Mais alors que l’échéance se rapproche, plusieurs voix se sont élevées pour mettre en doute la pertinence d’un tel geste, l’un des plus délicats dans l’histoire de la jeune institution, qui fête cette année ses dix ans.

En France, le président français Nicolas Sarkozy a suggéré à l’institution de “se poser la question de la croissance économique en Europe et pas simplement de l’inflation”.

Un argument maintes fois utilisé par le chef de l’Etat et les responsables politiques en général. Mais les débats risquent de nouveau de tourner au dialogue de sourds, quand M. Trichet rappellera que la seule mission prioritaire de la BCE, inscrite dans le traité de Maastricht, est de garantir des prix stables.

L’Allemagne, une fois n’est pas coutume, est aussi intervenue. Son ministre des Finances, le social-démocrate Peer Steinbrück, habituellement le premier à exalter l’indépendance de la BCE, a enjoint les gardiens de l’euro de réfléchir aux conséquences économiques que pourrait avoir leur acte.

Alors que la stagflation -cocktail d’inflation forte et de croissance faible- menace, l’équation est quasi-impossible à résoudre pour les banquiers centraux. En resserrant les conditions du crédit, ils espèrent éloigner le spectre d’un emballement durable des prix en maintenant les attentes d’inflation à un niveau conforme à leur objectif, soit moins de 2%.

Combattre la hausse des prix est indispensable pour permettre aux consommateurs de retrouver leur pouvoir d’achat et éviter que leur épargne ne fonde.

Mais le geste va contribuer à renforcer l’euro face au dollar et à la livre sterling, de quoi entamer la compétitivité des exportateurs des Quinze. Et ne va pas entraver la flambée des prix du pétrole, qui bondit à chaque accès de faiblesse du dollar.

Un relèvement de taux n’est pas prêt d’apaiser les tensions actuelles liées à la flambée des prix du brut et la montée des prix des aliments, contre lesquelles la BCE ne peut rien.

Surtout que ce type de décision n’agit qu’avec un délai de six à neuf mois, donc ses effets de frein se feront pleinement sentir quand l’économie sera au plus mal.

Le bilan de santé de l’économie se dégrade déjà de statistiques en statistiques.

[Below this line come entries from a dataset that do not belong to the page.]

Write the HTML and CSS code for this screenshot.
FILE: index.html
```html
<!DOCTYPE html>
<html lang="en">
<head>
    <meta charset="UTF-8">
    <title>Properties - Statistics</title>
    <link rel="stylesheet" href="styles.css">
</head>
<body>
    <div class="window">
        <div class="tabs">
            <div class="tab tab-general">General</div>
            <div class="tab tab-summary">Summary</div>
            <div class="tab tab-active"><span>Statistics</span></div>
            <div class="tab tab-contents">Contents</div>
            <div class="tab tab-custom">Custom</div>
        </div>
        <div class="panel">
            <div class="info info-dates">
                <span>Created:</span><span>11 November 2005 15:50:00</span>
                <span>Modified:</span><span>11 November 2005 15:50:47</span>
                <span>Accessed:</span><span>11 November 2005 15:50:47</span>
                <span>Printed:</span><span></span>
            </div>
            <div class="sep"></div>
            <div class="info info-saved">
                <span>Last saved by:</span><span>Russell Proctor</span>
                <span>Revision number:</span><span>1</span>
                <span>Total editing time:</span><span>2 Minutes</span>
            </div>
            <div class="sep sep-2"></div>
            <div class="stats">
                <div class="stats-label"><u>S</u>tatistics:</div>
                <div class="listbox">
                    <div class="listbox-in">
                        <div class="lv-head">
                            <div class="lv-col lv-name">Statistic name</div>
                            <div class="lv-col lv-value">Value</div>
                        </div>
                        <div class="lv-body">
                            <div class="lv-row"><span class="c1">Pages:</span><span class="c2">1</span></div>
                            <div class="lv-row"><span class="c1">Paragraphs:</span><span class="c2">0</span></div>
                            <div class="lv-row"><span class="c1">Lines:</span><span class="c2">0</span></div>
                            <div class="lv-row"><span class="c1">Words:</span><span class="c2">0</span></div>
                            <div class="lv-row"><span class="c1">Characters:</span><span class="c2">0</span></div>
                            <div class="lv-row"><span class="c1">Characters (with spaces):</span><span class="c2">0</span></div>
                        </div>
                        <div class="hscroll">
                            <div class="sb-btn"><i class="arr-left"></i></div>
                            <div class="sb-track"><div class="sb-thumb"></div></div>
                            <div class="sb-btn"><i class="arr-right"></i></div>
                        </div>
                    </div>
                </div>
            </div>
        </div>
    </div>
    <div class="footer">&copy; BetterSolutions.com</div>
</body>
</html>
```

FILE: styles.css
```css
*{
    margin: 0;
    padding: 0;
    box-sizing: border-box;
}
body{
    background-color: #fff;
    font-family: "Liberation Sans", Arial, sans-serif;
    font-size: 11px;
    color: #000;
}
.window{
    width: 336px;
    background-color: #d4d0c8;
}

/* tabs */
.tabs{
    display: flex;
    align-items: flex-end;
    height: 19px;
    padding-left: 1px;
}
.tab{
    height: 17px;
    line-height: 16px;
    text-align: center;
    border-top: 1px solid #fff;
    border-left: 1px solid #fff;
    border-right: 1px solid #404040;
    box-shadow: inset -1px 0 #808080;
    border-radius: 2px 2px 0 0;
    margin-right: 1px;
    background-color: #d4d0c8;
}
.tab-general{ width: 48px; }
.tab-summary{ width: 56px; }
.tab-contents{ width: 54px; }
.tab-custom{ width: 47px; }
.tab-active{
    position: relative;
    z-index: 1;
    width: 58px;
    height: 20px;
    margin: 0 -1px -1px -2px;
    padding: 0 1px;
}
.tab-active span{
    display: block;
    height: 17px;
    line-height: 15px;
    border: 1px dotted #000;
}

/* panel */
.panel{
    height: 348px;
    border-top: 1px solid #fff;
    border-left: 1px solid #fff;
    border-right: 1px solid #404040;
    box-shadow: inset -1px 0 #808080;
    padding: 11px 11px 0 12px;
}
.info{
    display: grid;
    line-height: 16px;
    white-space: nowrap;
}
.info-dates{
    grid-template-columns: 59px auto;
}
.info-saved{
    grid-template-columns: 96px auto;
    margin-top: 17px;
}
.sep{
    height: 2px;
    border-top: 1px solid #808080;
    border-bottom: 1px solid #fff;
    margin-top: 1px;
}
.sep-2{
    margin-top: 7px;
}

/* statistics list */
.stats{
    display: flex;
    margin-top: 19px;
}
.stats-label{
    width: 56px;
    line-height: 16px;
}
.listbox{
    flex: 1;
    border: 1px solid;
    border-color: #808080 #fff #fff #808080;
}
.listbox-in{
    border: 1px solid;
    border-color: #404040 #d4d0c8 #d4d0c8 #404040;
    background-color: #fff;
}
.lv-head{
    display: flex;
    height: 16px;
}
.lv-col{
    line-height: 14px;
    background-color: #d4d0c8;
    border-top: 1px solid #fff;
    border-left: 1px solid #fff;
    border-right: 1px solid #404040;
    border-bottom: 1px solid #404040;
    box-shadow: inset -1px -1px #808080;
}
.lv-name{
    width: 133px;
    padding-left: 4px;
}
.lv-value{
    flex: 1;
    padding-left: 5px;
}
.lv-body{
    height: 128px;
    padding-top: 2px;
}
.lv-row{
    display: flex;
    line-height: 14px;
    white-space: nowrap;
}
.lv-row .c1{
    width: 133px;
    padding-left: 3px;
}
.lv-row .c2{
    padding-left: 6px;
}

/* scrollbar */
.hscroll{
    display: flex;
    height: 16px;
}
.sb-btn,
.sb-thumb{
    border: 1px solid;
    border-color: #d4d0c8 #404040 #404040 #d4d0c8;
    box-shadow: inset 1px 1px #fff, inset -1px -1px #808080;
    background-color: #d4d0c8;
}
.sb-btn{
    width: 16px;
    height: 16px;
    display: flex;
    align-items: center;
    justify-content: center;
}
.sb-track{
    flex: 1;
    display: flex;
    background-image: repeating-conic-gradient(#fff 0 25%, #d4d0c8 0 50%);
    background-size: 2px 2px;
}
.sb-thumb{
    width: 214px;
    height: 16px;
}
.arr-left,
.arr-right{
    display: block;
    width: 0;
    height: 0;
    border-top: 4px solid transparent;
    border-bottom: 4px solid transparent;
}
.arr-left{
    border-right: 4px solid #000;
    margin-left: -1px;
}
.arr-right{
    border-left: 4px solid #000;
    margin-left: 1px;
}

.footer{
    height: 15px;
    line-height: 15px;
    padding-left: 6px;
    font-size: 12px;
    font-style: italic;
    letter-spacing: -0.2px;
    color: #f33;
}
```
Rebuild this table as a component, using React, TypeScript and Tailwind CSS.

Selon un indicateur publié mardi, l’activité a diminué dans l’industrie manufacturière de la zone euro pour la première fois depuis trois ans, avec une contraction inquiétante en France, en Italie et en Espagne.

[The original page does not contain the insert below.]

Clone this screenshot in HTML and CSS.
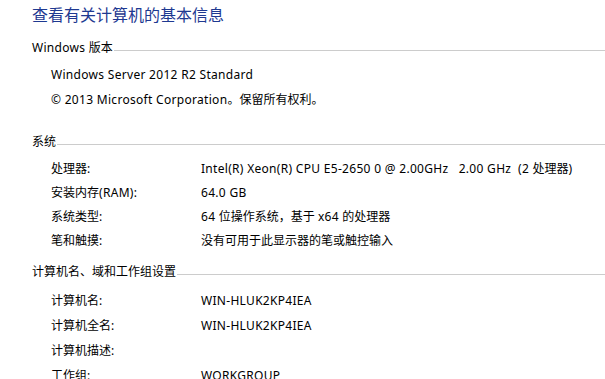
FILE: index.html
```html
<!DOCTYPE html>
<html lang="zh-CN">
<head>
<meta charset="utf-8">
<link rel="stylesheet" href="styles.css">
</head>
<body>
<div class="page">
  <h1 class="title">查看有关计算机的基本信息</h1>

  <section class="sec sec-win">
    <div class="sec-head"><span class="sec-text"><span class="lat">Windows </span>版本</span><span class="sec-line"></span></div>
    <div class="plain"><span class="lat">Windows Server 2012 R2 Standard</span></div>
    <div class="plain"><span class="lat">© 2013 Microsoft Corporation</span>。保留所有权利。</div>
  </section>

  <section class="sec sec-sys">
    <div class="sec-head"><span class="sec-text">系统</span><span class="sec-line"></span></div>
    <div class="row"><span class="lbl">处理器:</span><span class="val"><span class="lat">Intel(R) Xeon(R) CPU E5-2650 0 @ 2.00GHz   2.00 GHz  (2 </span>处理器)</span></div>
    <div class="row"><span class="lbl">安装内存<span class="lat">(RAM):</span></span><span class="val"><span class="lat">64.0 GB</span></span></div>
    <div class="row"><span class="lbl">系统类型:</span><span class="val"><span class="lat">64 </span>位操作系统，基于 <span class="lat">x64 </span>的处理器</span></div>
    <div class="row"><span class="lbl">笔和触摸:</span><span class="val">没有可用于此显示器的笔或触控输入</span></div>
  </section>

  <section class="sec sec-comp">
    <div class="sec-head"><span class="sec-text">计算机名、域和工作组设置</span><span class="sec-line"></span></div>
    <div class="row"><span class="lbl">计算机名:</span><span class="val"><span class="lat">WIN-HLUK2KP4IEA</span></span></div>
    <div class="row"><span class="lbl">计算机全名:</span><span class="val"><span class="lat">WIN-HLUK2KP4IEA</span></span></div>
    <div class="row"><span class="lbl">计算机描述:</span><span class="val"></span></div>
    <div class="row"><span class="lbl">工作组:</span><span class="val"><span class="lat">WORKGROUP</span></span></div>
  </section>
</div>
</body>
</html>
```

FILE: styles.css
```css
html, body {
  margin: 0;
  padding: 0;
  background: #ffffff;
  overflow: hidden;
}
body {
  font-family: "Noto Sans", "Noto Sans CJK SC", sans-serif;
  font-size: 12px;
  color: #000;
}
.page {
  padding: 4px 0 0 32px;
}
.title {
  margin: 0;
  font-family: "Noto Sans CJK SC", sans-serif;
  font-size: 16px;
  font-weight: normal;
  line-height: 20px;
  color: #1e3991;
}
.lat {
  letter-spacing: 0.3px;
}
.sec-head {
  display: flex;
  align-items: center;
  height: 16px;
  line-height: 16px;
}
.sec-text {
  white-space: nowrap;
  padding-right: 1px;
}
.sec-line {
  flex: 1;
  height: 1px;
  background: #cccccc;
  margin-top: 5px;
}
.sec-win { margin-top: 16px; }
.sec-win .sec-head { margin-bottom: 6px; }
.plain {
  height: 25px;
  line-height: 25px;
  padding-left: 19px;
  white-space: pre;
}
.row {
  display: grid;
  grid-template-columns: 150px 1fr;
  padding-left: 19px;
  height: 24px;
  line-height: 24px;
  white-space: pre;
}
.sec-sys { margin-top: 22px; }
.sec-sys .sec-head { margin-bottom: 7px; }
.sec-comp { margin-top: 11px; }
.sec-comp .sec-head { margin-bottom: 8px; }
.sec-comp .row { height: 25px; line-height: 25px; }
```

La BCE n’a malgré tout plus vraiment le choix et va augmenter son taux, comme les marchés l’ont complètement intégré.

Si elle y renonçait, elle donnerait de plus l’impression de céder aux pressions politiques, ce qui endommagerait son bien le plus précieux, sa crédibilité.

La question est plus de savoir si “la BCE va augmenter encore une fois ses taux cette année?”, comme les marchés l’anticipent, souligne Holger Schmieding, chef économiste pour l’Europe de la Bank of America.

Pour Alexandre Krüger, de la Bankhaus Lampe, la BCE va certainement garder l’option ouverte, et les risques pour la croissance vont continuer à ses yeux “à peser moins lourd dans la balance” que le danger inflationniste.